ファーレ立川 No.096 危ういバランス

  • 2010.11.05
By Black and Blue



ァーレ立川の全作品109台の最後に登場するのは、いささか地味ながらも微妙なバランス感覚の上に成立している黒い御影石の角柱だ。一段ずつずらして重ねてあるために少し押せば落ちそうな気がしないでもないが、このようにファーレ立川の作品には人間の機微に触れるものが非常に多い。

思うにやや色褪せた感はあるものの、設立当初の『創造の場として未来に発展することを願い建設された都市空間』の試みはとてもユニークで立川の街全体に潤いを与えているのは間違いないだろう。仕事等で訪れるたびにもう一度見つめながら通りを歩くようにしているのだが、そのたびにこの作品があることの楽しさを味わえるのは立川ならでは。天気晴朗の穏やかな休日にこのファーレ立川の作品を眺めながら、昭和記念公園を訪れるのも一興かもしれないと思っている。

以下全文引用

立川ビジネスセンタービル北側のギャラリーロードに、石彫作家の湯村光さんによる車止めの作品があります。鏡面仕上された黒御影石の角柱が四つに割られ、ずらして重ねられています。側面はさまざまな角度で街を映しだしています。

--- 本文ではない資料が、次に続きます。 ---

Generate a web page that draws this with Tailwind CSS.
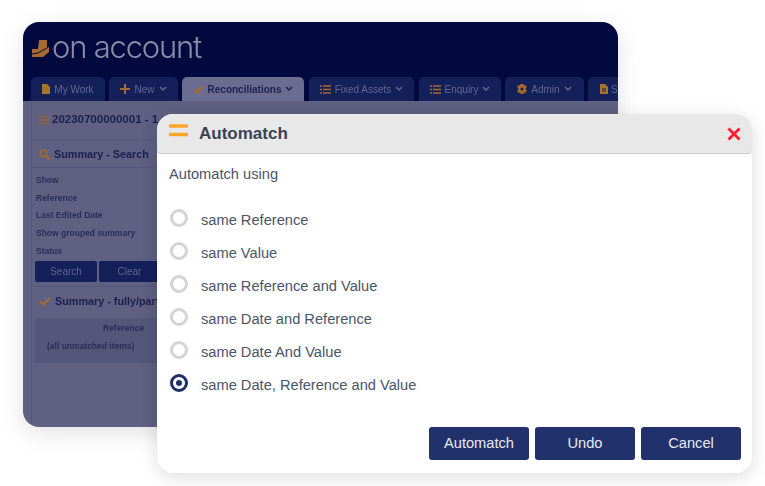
<!DOCTYPE html>
<html>
<head>
  <title>Automatch - On Account</title>
  <script src="https://cdn.jsdelivr.net/npm/@tailwindcss/browser@4"></script>
</head>
<body class="bg-white">
  <div class="relative w-[765px] h-[486px] overflow-hidden font-['Liberation_Sans',Arial,sans-serif]">

    <!-- background window -->
    <div class="absolute left-[23px] top-[22px] w-[595px] h-[405px] rounded-[16px] overflow-hidden shadow-[0_6px_24px_rgba(0,0,0,0.12)]">
    <div class="w-full h-full flex flex-col bg-[#5f6082] blur-[0.4px]">
      <div class="h-[55px] shrink-0 bg-[#02093f] flex items-center pl-[9px] pb-[6px] gap-[3px]">
        <svg width="17" height="18" viewBox="0 0 17 18" class="mt-[5px]">
          <path d="M7 0h8v8l2-1v5l-6 5H0v-8h6z" fill="#a8692c"/>
          <path d="M0 14l6-1 9-5" stroke="#02093f" stroke-width="1" fill="none"/>
        </svg>
        <span class="text-[31px] leading-none text-[#8a8ca6] font-['Inter',sans-serif] font-light tracking-[-1.2px]">on account</span>
      </div>

      <!-- tabs -->
      <div class="h-[24px] shrink-0 bg-[#02093f] flex pl-[8px] gap-[4px] text-[10px] text-[#62688f] whitespace-nowrap">
        <div class="w-[74px] rounded-t-[5px] bg-[#13205a] flex items-center justify-center gap-[4px]">
          <svg width="8" height="10" viewBox="0 0 8 10"><path d="M0 0h5l3 3v7H0z" fill="#a8742f"/></svg>My Work
        </div>
        <div class="w-[69px] rounded-t-[5px] bg-[#13205a] flex items-center justify-center gap-[4px]">
          <svg width="10" height="10" viewBox="0 0 10 10"><path d="M5 0v10M0 5h10" stroke="#a8692c" stroke-width="2"/></svg>New
          <svg width="8" height="6" viewBox="0 0 8 6"><path d="M1 1l3 3 3-3" stroke="#62688f" stroke-width="1.500" fill="none"/></svg>
        </div>
        <div class="w-[122px] rounded-t-[5px] bg-[#6b6d90] text-[#1c2050] font-bold flex items-center justify-center gap-[4px]">
          <svg width="11" height="9" viewBox="0 0 11 9"><path d="M1 4.500l3 3 6-6" stroke="#a8692c" stroke-width="2" fill="none"/></svg>Reconciliations
          <svg width="8" height="6" viewBox="0 0 8 6"><path d="M1 1l3 3 3-3" stroke="#1c2050" stroke-width="1.500" fill="none"/></svg>
        </div>
        <div class="w-[105px] ml-[1px] rounded-t-[5px] bg-[#13205a] flex items-center justify-center gap-[4px]">
          <svg width="11" height="9" viewBox="0 0 11 9"><path d="M0 1h2M3 1h8M0 4.500h2M3 4.500h8M0 8h2M3 8h8" stroke="#a8692c" stroke-width="1.600"/></svg>Fixed Assets
          <svg width="8" height="6" viewBox="0 0 8 6"><path d="M1 1l3 3 3-3" stroke="#62688f" stroke-width="1.500" fill="none"/></svg>
        </div>
        <div class="w-[82px] ml-[1px] rounded-t-[5px] bg-[#13205a] flex items-center justify-center gap-[4px]">
          <svg width="11" height="9" viewBox="0 0 11 9"><path d="M0 1h2M3 1h8M0 4.500h2M3 4.500h8M0 8h2M3 8h8" stroke="#a8692c" stroke-width="1.600"/></svg>Enquiry
          <svg width="8" height="6" viewBox="0 0 8 6"><path d="M1 1l3 3 3-3" stroke="#62688f" stroke-width="1.500" fill="none"/></svg>
        </div>
        <div class="w-[79px] rounded-t-[5px] bg-[#13205a] flex items-center justify-center gap-[4px]">
          <svg width="10" height="10" viewBox="0 0 10 10"><path d="M3.500 0h3l.4 1.500 1.500-.6 1.500 2.600-1.200 1 0 1 1.200 1-1.500 2.600-1.500-.6L6.500 10h-3l-.4-1.500-1.500.6L.1 6.500l1.200-1v-1l-1.200-1 1.500-2.600 1.500.6z" fill="#a8692c"/><circle cx="5" cy="5" r="1.500" fill="#13205a"/></svg>Admin
          <svg width="8" height="6" viewBox="0 0 8 6"><path d="M1 1l3 3 3-3" stroke="#62688f" stroke-width="1.500" fill="none"/></svg>
        </div>
        <div class="flex-1 rounded-tl-[5px] bg-[#13205a] flex items-center pl-[12px] gap-[3px]">
          <svg width="8" height="10" viewBox="0 0 8 10" class="shrink-0"><path d="M0 0h5l3 3v7H0z" fill="#a8742f"/><path d="M2 5h4M2 7h4" stroke="#13205a"/></svg>S
        </div>
      </div>

      <!-- page under the overlay -->
      <div class="flex-1 ml-[8px] border-l border-[#56577c] text-[#1c2050]">
        <div class="h-[39px] border-b border-[#565780] flex items-center pl-[7px] gap-[3px] text-[11.500px] font-bold whitespace-nowrap">
          <svg width="10" height="10" viewBox="0 0 10 10"><path d="M0 1.500h10M0 5h10M0 8.500h10" stroke="#8a5f45" stroke-width="2"/></svg>20230700000001 - 1
        </div>
        <div class="h-[28px] border-b border-[#565780] flex items-center pl-[7px] pt-[1px] gap-[4px] text-[10.800px] font-bold">
          <svg width="11" height="11" viewBox="0 0 11 11"><circle cx="4.500" cy="4.500" r="3.400" stroke="#a8692c" stroke-width="1.600" fill="none"/><path d="M7 7l3.500 3.500" stroke="#a8692c" stroke-width="2"/></svg>Summary - Search
        </div>
        <div class="pl-[4px] pt-[4px] flex flex-col text-[8.500px] leading-[17.700px] font-bold text-[#2b2e58]">
          <div>Show</div>
          <div>Reference</div>
          <div>Last Edited Date</div>
          <div>Show grouped summary</div>
          <div>Status</div>
        </div>
        <div class="pl-[3px] flex gap-[2px] text-[10px] text-[#5d6590]">
          <div class="w-[62px] h-[21px] bg-[#13205a] rounded-[2px] flex items-center justify-center">Search</div>
          <div class="w-[61px] h-[21px] bg-[#13205a] rounded-[2px] flex items-center justify-center">Clear</div>
        </div>
        <div class="mt-[4px] h-[29px] border-t border-[#565780] flex items-center pl-[7px] pt-[1px] gap-[4px] text-[10.800px] font-bold">
          <svg width="12" height="9" viewBox="0 0 12 9"><path d="M1 4.500l3 3 7-6.500" stroke="#a8692c" stroke-width="2" fill="none"/></svg>Summary - fully/part
        </div>
        <div class="ml-[3px] mt-[3px] h-[45px] bg-[#54567a] text-[8.500px] font-bold text-[#2b2e58]">
          <div class="pl-[68px] pt-[5px] leading-[11px]">Reference</div>
          <div class="pl-[12px] pt-[7px] leading-[11px]">(all unmatched items)</div>
        </div>
      </div>
    </div>
    </div>

    <!-- modal -->
    <div class="absolute left-[157px] top-[114px] w-[595px] h-[359px] rounded-[16px] bg-white flex flex-col shadow-[0_4px_18px_rgba(0,0,0,0.14)]">
      <div class="h-[40px] shrink-0 bg-[#e8e8e8] rounded-t-[16px] rounded-b-[4px] border-b border-[#c8c8c8] flex items-center pl-[12px] pr-[11px] mb-[1px]">
        <svg width="20" height="14" viewBox="0 0 20 14" class="-mt-[5px]"><path d="M0 2h19M0 10.500h19" stroke="#ffa726" stroke-width="3.400"/></svg>
        <span class="ml-[10px] pt-[1px] text-[17px] font-bold text-[#3a4354]">Automatch</span>
        <svg width="14" height="14" viewBox="0 0 14 14" class="ml-auto"><path d="M1.500 1.500l11 11M12.500 1.500l-11 11" stroke="#ff1a2e" stroke-width="2.800"/></svg>
      </div>

      <div class="px-[12px] pt-[9px] text-[14.650px] leading-[20px] text-[#4a5568]">Automatch using</div>

      <div class="mt-[20px] flex flex-col text-[14.650px] text-[#4a5568]">
        <label class="h-[33px] flex items-center pl-[13px] gap-[13px]"><span class="w-[18px] h-[18px] -mt-[5px] rounded-full border-[3px] border-[#d4d4d4] bg-white"></span>same Reference</label>
        <label class="h-[33px] flex items-center pl-[13px] gap-[13px]"><span class="w-[18px] h-[18px] -mt-[5px] rounded-full border-[3px] border-[#d4d4d4] bg-white"></span>same Value</label>
        <label class="h-[33px] flex items-center pl-[13px] gap-[13px]"><span class="w-[18px] h-[18px] -mt-[5px] rounded-full border-[3px] border-[#d4d4d4] bg-white"></span>same Reference and Value</label>
        <label class="h-[33px] flex items-center pl-[13px] gap-[13px]"><span class="w-[18px] h-[18px] -mt-[5px] rounded-full border-[3px] border-[#d4d4d4] bg-white"></span>same Date and Reference</label>
        <label class="h-[33px] flex items-center pl-[13px] gap-[13px]"><span class="w-[18px] h-[18px] -mt-[5px] rounded-full border-[3px] border-[#d4d4d4] bg-white"></span>same Date And Value</label>
        <label class="h-[33px] flex items-center pl-[13px] gap-[13px]"><span class="w-[18px] h-[18px] -mt-[5px] rounded-full border-[3px] border-[#1f3068] bg-white flex items-center justify-center"><span class="w-[6px] h-[6px] rounded-full bg-[#1f3068]"></span></span>same Date, Reference and Value</label>
      </div>

      <div class="mt-auto mb-[13px] pr-[11px] flex justify-end gap-[6px] text-[14.650px] text-[#e8eaf2]">
        <button class="w-[100px] h-[33px] rounded-[3px] bg-[#20316b]">Automatch</button>
        <button class="w-[100px] h-[33px] rounded-[3px] bg-[#20316b]">Undo</button>
        <button class="w-[100px] h-[33px] rounded-[3px] bg-[#20316b]">Cancel</button>
      </div>
    </div>
  </div>
</body>
</html>
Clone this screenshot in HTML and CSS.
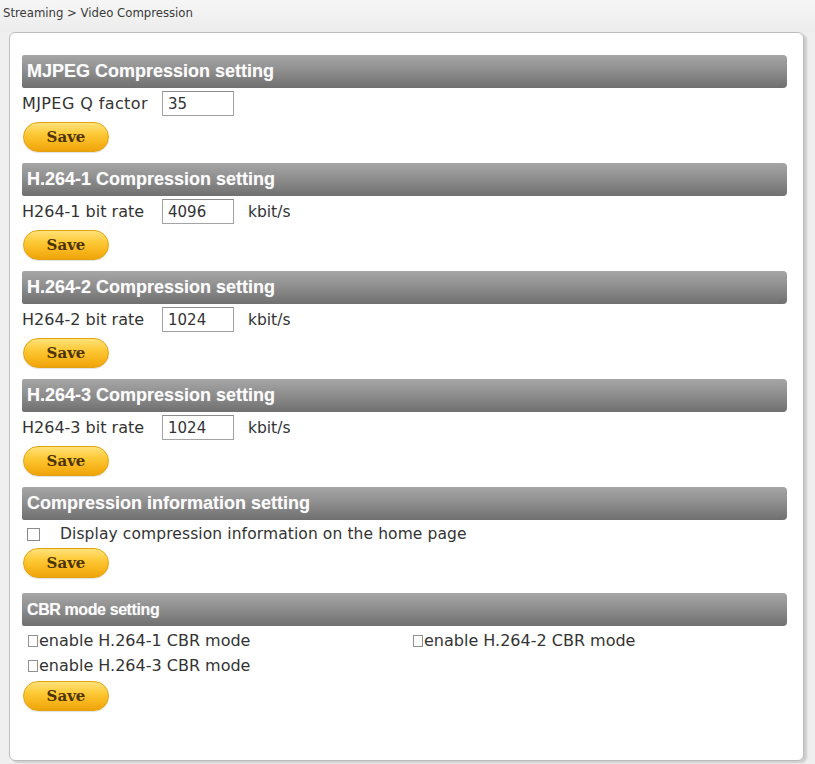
FILE: index.html
```
<!DOCTYPE html>
<html>
<head>
<meta charset="utf-8">
<title>Video Compression</title>
<link rel="stylesheet" href="styles.css">
</head>
<body>
<div class="crumb">Streaming &gt; Video Compression</div>
<div class="panel">
  <section class="sec">
    <div class="bar">MJPEG Compression setting</div>
    <div class="row"><span class="label label-wide">MJPEG Q factor</span><input class="field" type="text" value="35"></div>
    <button class="save">Save</button>
  </section>
  <section class="sec">
    <div class="bar">H.264-1 Compression setting</div>
    <div class="row"><span class="label">H264-1 bit rate</span><input class="field" type="text" value="4096"><span class="unit">kbit/s</span></div>
    <button class="save">Save</button>
  </section>
  <section class="sec">
    <div class="bar">H.264-2 Compression setting</div>
    <div class="row"><span class="label">H264-2 bit rate</span><input class="field" type="text" value="1024"><span class="unit">kbit/s</span></div>
    <button class="save">Save</button>
  </section>
  <section class="sec">
    <div class="bar">H.264-3 Compression setting</div>
    <div class="row"><span class="label">H264-3 bit rate</span><input class="field" type="text" value="1024"><span class="unit">kbit/s</span></div>
    <button class="save">Save</button>
  </section>
  <section class="sec sec-info">
    <div class="bar">Compression information setting</div>
    <label class="row-check"><input class="chk" type="checkbox"><span class="check-text">Display compression information on the home page</span></label>
    <button class="save save-tight">Save</button>
  </section>
  <section class="sec">
    <div class="bar bar-narrow">CBR mode setting</div>
    <div class="cbr-grid">
      <label class="cbr-item"><input class="chk chk-small" type="checkbox"><span>enable H.264-1 CBR mode</span></label>
      <label class="cbr-item"><input class="chk chk-small" type="checkbox"><span>enable H.264-2 CBR mode</span></label>
      <label class="cbr-item"><input class="chk chk-small" type="checkbox"><span>enable H.264-3 CBR mode</span></label>
    </div>
    <button class="save save-cbr">Save</button>
  </section>
</div>
</body>
</html>
```
FILE: styles.css
```
html, body {
  margin: 0;
  padding: 0;
}
body {
  background: #efefef;
  font-family: "DejaVu Sans", Verdana, sans-serif;
  color: #333;
  width: 815px;
  height: 764px;
  overflow: hidden;
}
.crumb {
  height: 32px;
  line-height: 26px;
  padding-left: 3px;
  font-family: "DejaVu Sans Condensed", "DejaVu Sans", sans-serif;
  font-size: 13px;
  color: #3a3a3a;
  background: linear-gradient(#f6f6f6, #ececec);
}
.panel {
  box-sizing: border-box;
  margin-left: 9px;
  width: 795px;
  height: 729px;
  background: #fff;
  border: 1px solid #bcbcbc;
  border-radius: 6px;
  box-shadow: 3px 2px 2px #cdcdcd;
  padding: 22px 16px 0 12px;
}
.sec {
  display: flex;
  flex-direction: column;
  align-items: flex-start;
  margin-bottom: 11px;
}
.bar {
  align-self: stretch;
  height: 33px;
  line-height: 33px;
  padding-left: 5px;
  border-radius: 2px 4px 4px 2px;
  background: linear-gradient(#a6a6a6 0%, #8f8f8f 45%, #7b7b7b 80%, #707070 100%);
  color: #fbfbfb;
  font-family: "Liberation Sans", Arial, sans-serif;
  font-weight: bold;
  font-size: 18px;
  text-shadow: 0 0 1px rgba(255,255,255,0.4);
}
.bar-narrow {
  font-size: 16px;
  letter-spacing: -0.4px;
}
.row {
  display: flex;
  align-items: center;
  height: 25px;
  margin-top: 3px;
  font-size: 15.5px;
}
.label {
  width: 140px;
  font-size: 16px;
}
.label-wide {
  letter-spacing: 0.4px;
}
.field {
  box-sizing: border-box;
  width: 72px;
  height: 25px;
  margin: 0;
  padding: 0 0 0 5px;
  border: 1px solid #a3a3a3;
  border-top-color: #8c8c8c;
  font-family: "DejaVu Sans", Verdana, sans-serif;
  font-size: 15px;
  color: #333;
  background: #fff;
}
.unit {
  margin-left: 14px;
}
.save {
  box-sizing: border-box;
  width: 86px;
  height: 30px;
  margin: 6px 0 0 1px;
  padding: 0;
  border: 1px solid #e3a30e;
  border-radius: 15px;
  background: linear-gradient(#ffe27a 0%, #fdc936 40%, #f7b31a 75%, #eea40c 100%);
  box-shadow: 0 1px 1px rgba(0,0,0,0.12);
  font-family: "DejaVu Serif", Georgia, serif;
  font-weight: bold;
  font-size: 15px;
  color: #4d3300;
}
.sec-info {
  margin-bottom: 15px;
}
.row-check {
  display: flex;
  align-items: center;
  height: 28px;
  font-size: 15.5px;
}
.chk {
  appearance: none;
  -webkit-appearance: none;
  box-sizing: border-box;
  width: 13px;
  height: 13px;
  margin: 0 20px 0 5px;
  border: 1px solid #8a8a8a;
  background: #fff;
}
.check-text {
  letter-spacing: 0.1px;
}
.save-tight {
  margin-top: 0;
}
.cbr-grid {
  display: grid;
  grid-template-columns: 385px 1fr;
  grid-auto-rows: 25px;
  margin-top: 2px;
  align-self: stretch;
}
.cbr-item {
  display: flex;
  align-items: center;
  font-size: 16px;
  margin-left: 5px;
}
.chk-small {
  width: 10px;
  height: 12px;
  margin: 0 1px 0 1px;
  border-color: #909090;
}
.save-cbr {
  margin-top: 3px;
}
```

湯村さんの作品は、このように非常に精密なものと一種の偶然によってできた形を対比して示すもので、明快です。しかし、ファーレ立川に車止めとして置かれたこの作品は、今にも倒れそうに見えたためか(実際はそんなことはないのですが)いつの間にか黄色と黒の注意テープが貼り回されていたことがありました。

今ではテープははがされていますが、テープを貼ったのは一体誰だったのでしょう?作者は自分の作品にテープが貼られることを許したのでしょうか? あれはまさに、謎でした。なお、作品には「黒い柱」という題が付けられています。